WORK TO DO: In the entries below, identify every line with the string "html" and copy it.

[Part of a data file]
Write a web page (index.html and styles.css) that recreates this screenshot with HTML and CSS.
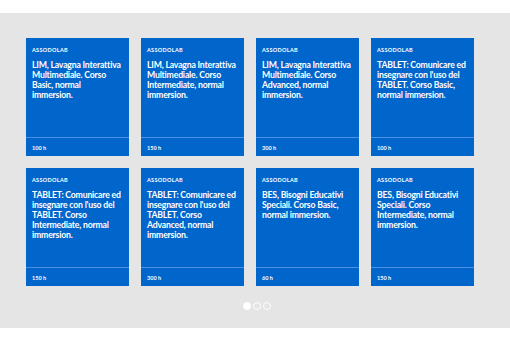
FILE: index.html
```
<!DOCTYPE html>
<html>
<head>
<meta charset="utf-8">
<title>Corsi ASSODOLAB</title>
<link rel="stylesheet" href="styles.css">
</head>
<body>
<section class="courses">
  <div class="grid">
    <div class="card">
      <div class="card-body">
        <div class="brand">ASSODOLAB</div>
        <div class="title">LIM, Lavagna Interattiva<br>Multimediale. Corso<br>Basic, normal<br>immersion.</div>
      </div>
      <div class="card-foot">100 h</div>
    </div>
    <div class="card">
      <div class="card-body">
        <div class="brand">ASSODOLAB</div>
        <div class="title">LIM, Lavagna Interattiva<br>Multimediale. Corso<br>Intermediate, normal<br>immersion.</div>
      </div>
      <div class="card-foot">150 h</div>
    </div>
    <div class="card">
      <div class="card-body">
        <div class="brand">ASSODOLAB</div>
        <div class="title">LIM, Lavagna Interattiva<br>Multimediale. Corso<br>Advanced, normal<br>immersion.</div>
      </div>
      <div class="card-foot">300 h</div>
    </div>
    <div class="card">
      <div class="card-body">
        <div class="brand">ASSODOLAB</div>
        <div class="title">TABLET: Comunicare ed<br>insegnare con l'uso del<br>TABLET. Corso Basic,<br>normal immersion.</div>
      </div>
      <div class="card-foot">100 h</div>
    </div>
    <div class="card">
      <div class="card-body">
        <div class="brand">ASSODOLAB</div>
        <div class="title">TABLET: Comunicare ed<br>insegnare con l'uso del<br>TABLET. Corso<br>Intermediate, normal<br>immersion.</div>
      </div>
      <div class="card-foot">150 h</div>
    </div>
    <div class="card">
      <div class="card-body">
        <div class="brand">ASSODOLAB</div>
        <div class="title">TABLET: Comunicare ed<br>insegnare con l'uso del<br>TABLET. Corso<br>Advanced, normal<br>immersion.</div>
      </div>
      <div class="card-foot">300 h</div>
    </div>
    <div class="card">
      <div class="card-body">
        <div class="brand">ASSODOLAB</div>
        <div class="title">BES, Bisogni Educativi<br>Speciali. Corso Basic,<br>normal immersion.</div>
      </div>
      <div class="card-foot">60 h</div>
    </div>
    <div class="card">
      <div class="card-body">
        <div class="brand">ASSODOLAB</div>
        <div class="title">BES, Bisogni Educativi<br>Speciali. Corso<br>Intermediate, normal<br>immersion.</div>
      </div>
      <div class="card-foot">150 h</div>
    </div>
  </div>
  <div class="dots">
    <span class="dot active"></span>
    <span class="dot"></span>
    <span class="dot"></span>
  </div>
</section>
</body>
</html>
```
FILE: styles.css
```
body {
  margin: 0;
  background-color: white;
  font-family: Lato, "Open Sans", sans-serif;
}

.courses {
  margin-top: 13px;
  height: 315px;
  box-sizing: border-box;
  background-color: #e5e5e5;
  padding: 25px 0 0 26px;
}

.grid {
  display: grid;
  grid-template-columns: repeat(4, 103px);
  grid-auto-rows: 118px;
  gap: 12px;
}

.card {
  display: flex;
  flex-direction: column;
  background-color: #0066cc;
  color: white;
}

.card-body {
  flex: 1;
  padding: 8px 0 0 6px;
}

.brand {
  font-size: 5.5px;
  font-weight: 700;
  line-height: 8px;
  letter-spacing: 0.3px;
}

.title {
  margin-top: 6px;
  font-size: 8.7px;
  font-weight: 700;
  line-height: 10px;
  letter-spacing: -0.2px;
  white-space: nowrap;
}

.card-foot {
  height: 19px;
  border-top: 1px solid #4d90e0;
  box-sizing: border-box;
  padding: 1px 6px 0 6px;
  font-size: 5.5px;
  font-weight: 700;
  line-height: 18px;
}

.dots {
  display: flex;
  justify-content: center;
  gap: 2px;
  margin-top: 16px;
  padding-right: 23px;
}

.dot {
  width: 8px;
  height: 8px;
  box-sizing: border-box;
  border: 1px solid white;
  border-radius: 50%;
}

.dot.active {
  background-color: white;
}
```
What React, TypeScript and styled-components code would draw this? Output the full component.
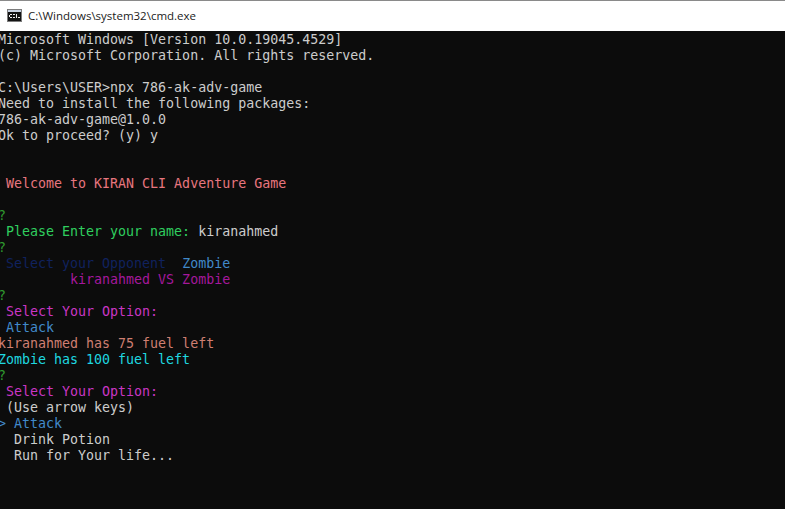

OUTPUT OF THE TASK:
Write a web page (index.html and styles.css) that recreates this screenshot with HTML and CSS.
FILE: index.html
<!DOCTYPE html>
<html>
</html>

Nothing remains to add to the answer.